SPIRITUAL ART PILGRIM INTERVIEW #1: CECELIA KANE--Conceptual Visual Artist—Searching for Meaning in the Face of Death



 
Hallelujah for the JOURNEY and for the PILGRIMS we meet along the way! Each month in 2011, I will be HONORING a different SPIRITUAL ART PILGRIM, one who has shared her HEART and SOUL with me through the miraculous medium of ART! I invite you to join me in my EXPLORATIONS of the OTHER, for it is through investigations of how we are similar and different from ANOTHER that we truly come to know ourselves! Hallelujah!

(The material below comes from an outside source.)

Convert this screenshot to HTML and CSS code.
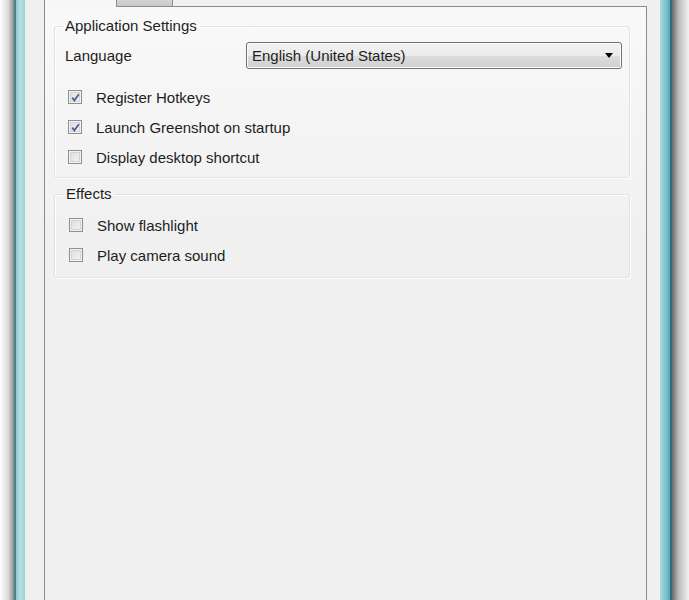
FILE: index.html
```html
<!DOCTYPE html>
<html lang="en">
<head>
    <meta charset="UTF-8">
    <meta name="viewport" content="width=device-width, initial-scale=1.0">
    <title>Greenshot Settings</title>
    <link rel="stylesheet" href="styles.css">
</head>
<body>

<div class="window">
    <div class="shadow shadow-left"></div>
    <div class="frame frame-left"></div>

    <div class="client">
        <!-- Tab strip, cut off at the top -->
        <div class="tabs">
            <div class="tab tab-active"></div>
            <div class="tab"></div>
            <div class="tab-rest"></div>
        </div>

        <div class="tab-panel">
            <!-- Application settings -->
            <fieldset class="group group-app">
                <legend>Application Settings</legend>
                <div class="language-row">
                    <label for="language">Language</label>
                    <div class="combo" id="language">
                        <span>English (United States)</span>
                        <span class="combo-arrow"></span>
                    </div>
                </div>
                <div class="check-row">
                    <span class="checkbox checked"><svg viewBox="0 0 9 9" width="9" height="9"><path d="M1.2 4.6 L3.4 7.4 L7.8 1.2" /></svg></span>
                    <span>Register Hotkeys</span>
                </div>
                <div class="check-row">
                    <span class="checkbox checked"><svg viewBox="0 0 9 9" width="9" height="9"><path d="M1.2 4.6 L3.4 7.4 L7.8 1.2" /></svg></span>
                    <span>Launch Greenshot on startup</span>
                </div>
                <div class="check-row">
                    <span class="checkbox"></span>
                    <span>Display desktop shortcut</span>
                </div>
            </fieldset>

            <!-- Effects -->
            <fieldset class="group group-effects">
                <legend>Effects</legend>
                <div class="check-row">
                    <span class="checkbox"></span>
                    <span>Show flashlight</span>
                </div>
                <div class="check-row">
                    <span class="checkbox"></span>
                    <span>Play camera sound</span>
                </div>
            </fieldset>
        </div>
    </div>

    <div class="frame frame-right"></div>
    <div class="shadow shadow-right"></div>
</div>

</body>
</html>
```

FILE: styles.css
```css
body {
    margin: 0;
    padding: 0;
    background-color: #ffffff;
    font-family: "Liberation Sans", Arial, sans-serif;
    font-size: 15px;
    color: #1e1e1e;
}
.window {
    display: flex;
    height: 600px;
    overflow: hidden;
}
.shadow {
    flex: none;
}
.shadow-left {
    width: 14px;
    background: linear-gradient(to right, #ffffff, #d8d8d8 60%, #8a8a8a);
}
.shadow-right {
    width: 17px;
    background: linear-gradient(to right, #6a6a6a, #bdbdbd 40%, #f2f2f2);
}
.frame {
    flex: none;
}
.frame-left {
    width: 11px;
    border-left: 2px solid #4d7f8c;
    box-sizing: border-box;
    background: linear-gradient(to right, #8fc7cf, #b9e0e4 50%, #9ccfd6);
}
.frame-right {
    width: 12px;
    border-right: 2px solid #2f6c7e;
    box-sizing: border-box;
    background: linear-gradient(to right, #a9d9e0, #80c0cc 60%, #5aa5b6);
}
.client {
    flex: 1;
    background-color: #f0f0f0;
    padding: 0 13px 0 19px;
    display: flex;
    flex-direction: column;
}
.tabs {
    display: flex;
    height: 7px;
    flex: none;
}
.tab {
    box-sizing: border-box;
}
.tab-active {
    width: 73px;
    background-color: #f7f7f7;
    border-left: 1px solid #898c95;
    border-right: 1px solid #898c95;
}
.tab:not(.tab-active) {
    width: 56px;
    background: linear-gradient(#d4d4d4, #c9c9c9);
    border-right: 1px solid #8e8f8f;
    border-bottom: 1px solid #898c95;
}
.tab-rest {
    flex: 1;
    border-bottom: 1px solid #898c95;
}
.tab-panel {
    flex: 1;
    border-left: 1px solid #898c95;
    border-right: 1px solid #898c95;
    padding: 11px 16px 0 9px;
    background: linear-gradient(#f9f9f9, #f0f0f0 40%);
}
.group {
    margin: 0;
    border: 1px solid #dde3e6;
    border-radius: 3px;
    box-shadow: inset 1px 1px 0 #ffffff, 1px 1px 0 #ffffff;
    min-width: 0;
}
.group legend {
    padding: 0 3px 0 2px;
    margin-left: -2px;
    line-height: 16px;
}
.group-app {
    padding: 7px 7px 5px 10px;
}
.group-effects {
    margin-top: 8px;
    padding: 8px 7px 7px 11px;
}
.language-row {
    display: flex;
    align-items: center;
    margin-bottom: 13px;
    padding-top: 1px;
}
.language-row label {
    width: 181px;
    flex: none;
}
.combo {
    flex: 1;
    height: 27px;
    box-sizing: border-box;
    border: 1px solid #707070;
    border-radius: 3px;
    background: linear-gradient(#f2f2f2, #ebebeb 50%, #dddddd 51%, #cfcfcf);
    box-shadow: inset 0 0 0 1px #fcfcfc;
    display: flex;
    align-items: center;
    justify-content: space-between;
    padding: 0 8px 0 5px;
}
.combo-arrow {
    width: 0;
    height: 0;
    border-left: 4px solid transparent;
    border-right: 4px solid transparent;
    border-top: 5px solid #000000;
}
.check-row {
    display: flex;
    align-items: center;
    height: 30px;
    padding-left: 3px;
}
.checkbox {
    width: 14px;
    height: 14px;
    box-sizing: border-box;
    border: 1px solid #8f8f8f;
    background: linear-gradient(135deg, #dcdcdc, #f6f6f6);
    box-shadow: inset 0 0 0 1px #f4f4f4, inset 0 0 0 2px #d3d3d3;
    margin-right: 14px;
    display: flex;
    align-items: center;
    justify-content: center;
}
.checkbox svg {
    fill: none;
    stroke: #4a5f97;
    stroke-width: 1.8;
}
```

The first SOUL in my “Spiritual Art Pilgrim Interviews,” is my Decatur, Georgia, neighbor Cecelia Kane. CeCe, as friends are apt to call her, is an artist of note. (See her website to discover the broad expanse of her creative endeavors.)
 
In the HALLELUJAH INTERVIEWS, however, the goal is to dramatize specifically the relationship between ART and SPIRITUALITY. An artist like CeCe (I prefer to think of her as SEE SEE) is challenging to write about since most of her immense body of work is spiritually based! Let’s get started and see what can be “currently” illuminated about her SPIRTUAL ART SOJOURN!

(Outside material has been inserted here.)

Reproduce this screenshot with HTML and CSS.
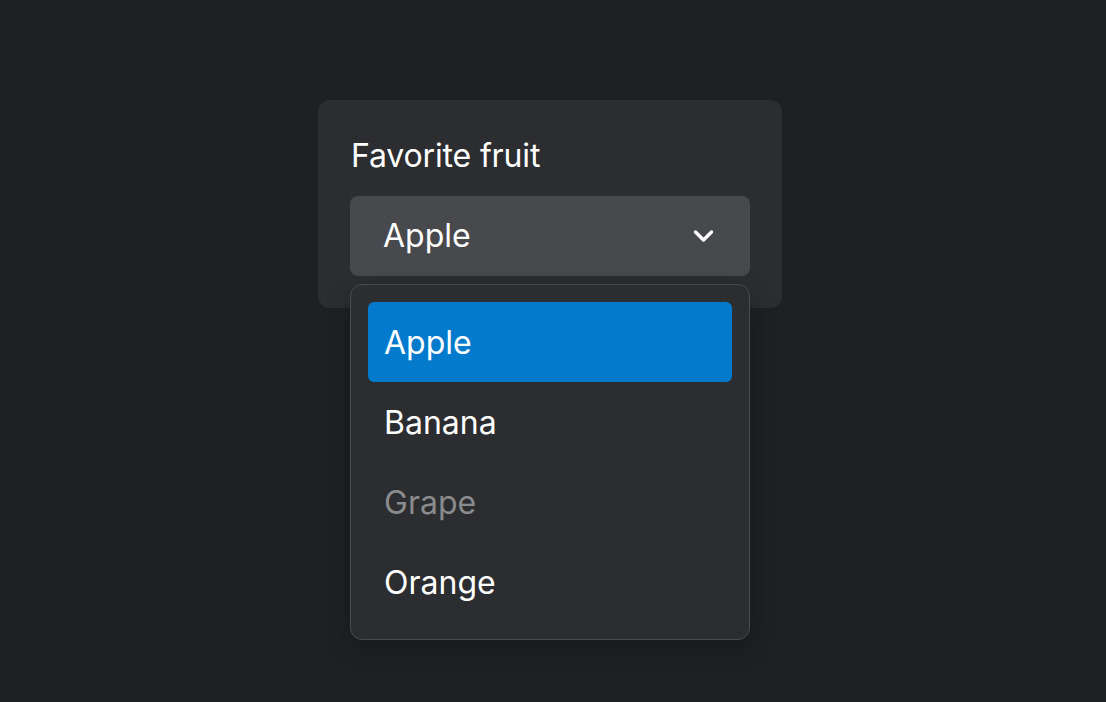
FILE: index.html
```html
<!DOCTYPE html>
<html lang="en">
<head>
<meta charset="utf-8">
<title>Favorite fruit</title>
<link rel="stylesheet" href="styles.css">
</head>
<body>
<main class="stage">
  <div class="field">
    <div class="card">
      <div class="label">Favorite fruit</div>
      <button class="select" type="button">
        <span class="value">Apple</span>
        <svg class="chev" width="21" height="14" viewBox="0 0 21 14" aria-hidden="true">
          <path d="M2.5 3 L10.5 11 L18.5 3" fill="none" stroke="#ffffff" stroke-width="3.4" stroke-linecap="round" stroke-linejoin="round"/>
        </svg>
      </button>
    </div>
    <ul class="menu">
      <li class="opt selected">Apple</li>
      <li class="opt">Banana</li>
      <li class="opt disabled">Grape</li>
      <li class="opt">Orange</li>
    </ul>
  </div>
</main>
</body>
</html>
```
FILE: styles.css
```css
html, body {
  margin: 0;
  padding: 0;
  background: #1f2022;
  height: 100%;
}
body {
  font-family: Inter, "Noto Sans", sans-serif;
  color: #ffffff;
}
.stage {
  padding-top: 100px;
  padding-right: 6px;
  display: flex;
  justify-content: center;
}
.field {
  position: relative;
  width: 464px;
}
.card {
  background: #2c2d30;
  border-radius: 12px;
  padding: 32px;
  height: 144px;
  box-sizing: content-box;
}
.label {
  font-size: 32px;
  line-height: 32px;
  height: 32px;
  margin-top: 8px;
  margin-bottom: 24px;
  padding-left: 1px;
  letter-spacing: -0.15px;
}
.select {
  width: 400px;
  height: 80px;
  border: none;
  border-radius: 8px;
  background: #48494c;
  color: #ffffff;
  display: flex;
  align-items: center;
  justify-content: space-between;
  padding: 0 36px 0 33px;
  font-family: inherit;
  font-size: 32px;
  box-sizing: border-box;
}
.value {
  margin-top: -1px;
}
.chev {
  display: block;
}
.menu {
  position: absolute;
  top: 184px;
  left: 32px;
  width: 400px;
  box-sizing: border-box;
  margin: 0;
  list-style: none;
  padding: 17px;
  background: #2c2d30;
  border: 1px solid #4a4b4e;
  border-radius: 12px;
  box-shadow: 0 8px 24px rgba(0, 0, 0, 0.25);
}
.opt {
  height: 80px;
  display: flex;
  align-items: center;
  padding: 0 16px;
  font-size: 32px;
  border-radius: 6px;
  color: #ffffff;
}
.opt.selected {
  background: #037acc;
}
.opt.disabled {
  color: #8a8b8d;
}
```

HALLELUJAH: What is the connection between the ART you make and your SPIRITUALITY?

SEE SEE: First, to answer this question, I had to look up “spirituality.” The dictionary was no help. The definition of SPIRIT is more like it--the GROUND SOURCE of BEING, the ESSENCE of BEING and EXISTENCE. Then we can define "spirituality" as the search for this ESSENCE.

HALLELUJAH: And ART?

SEE SEE: ART is a tool. ART is a language. Kind of like the way math is a language for physicists. Math helps concretize something that we can’t wrap our heads around. We can’t understand dark matter without the language of math.

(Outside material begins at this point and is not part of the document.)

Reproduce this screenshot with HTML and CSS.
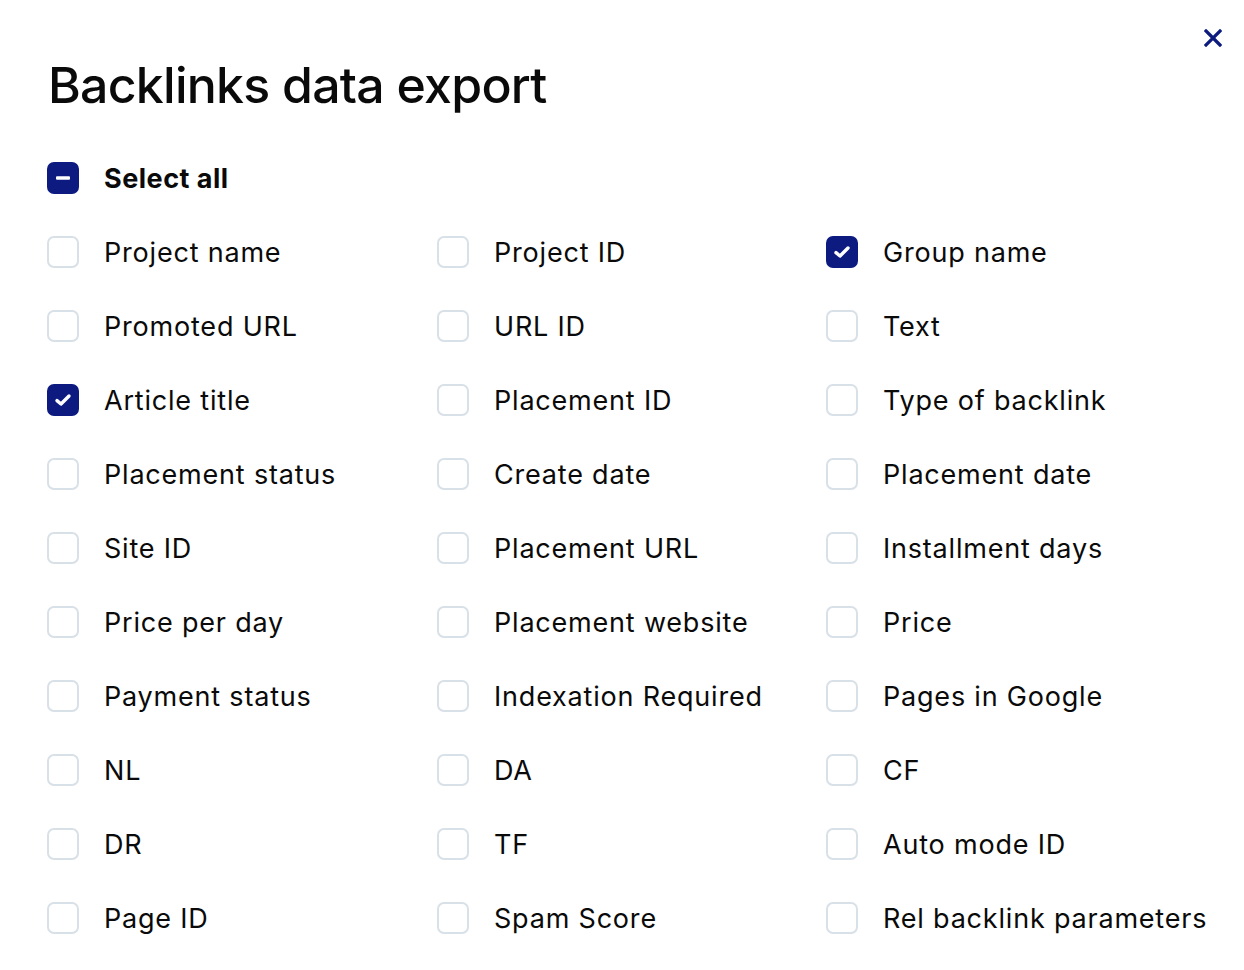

BEING and EXISTENCE is a massive and ephemeral topic. Although a lot of people don’t understand the language of ART, ART is a pathway into another way of seeing.

HALLELUJAH: Tell me about how your project “89 Days, How Am I Feeling Today?” uses the LANGUAGE of ART to explore BEING and EXISTENCE.

SEE SEE: “89 Days” is a study of identity. Am I my thoughts, feelings, body, face, Catholic heritage? Am I my mother’s child? She lived for 89 years. I asked these questions, taking photographs of myself for 89 consecutive days trying to concretize my feeling of the moment. Then I reproduced these 89 photographs again, this time on hankies in a distorted way.

HALLELUJAH: And you also video taped yourself wearing a replica of your Catholic school uniform each day with a different hankie in your your pocket and asking about how you were feeling for another 89 days….

SEE SEE: Yes, but I stopped filming myself after 68 days because I had my answer. I knew I am simply not my thoughts and feelings. I’m wasting my time. Thoughts and feelings are as ephemeral as the body. We are simply dreams….

HALLELUJAH: And ART?

SEE SEE:  What is real? In “89 Days,” I tried to hang a structure using ART so that I could define reality. Making this structure was like hanging reality on a clothesline daily, step by step. In Catholicism, we pray in small increments of counting like the rosary or saying a novena. (See more about 89 Days.) 
 
(These photos were taken at the opening of Cecelia's show, "89 Days.")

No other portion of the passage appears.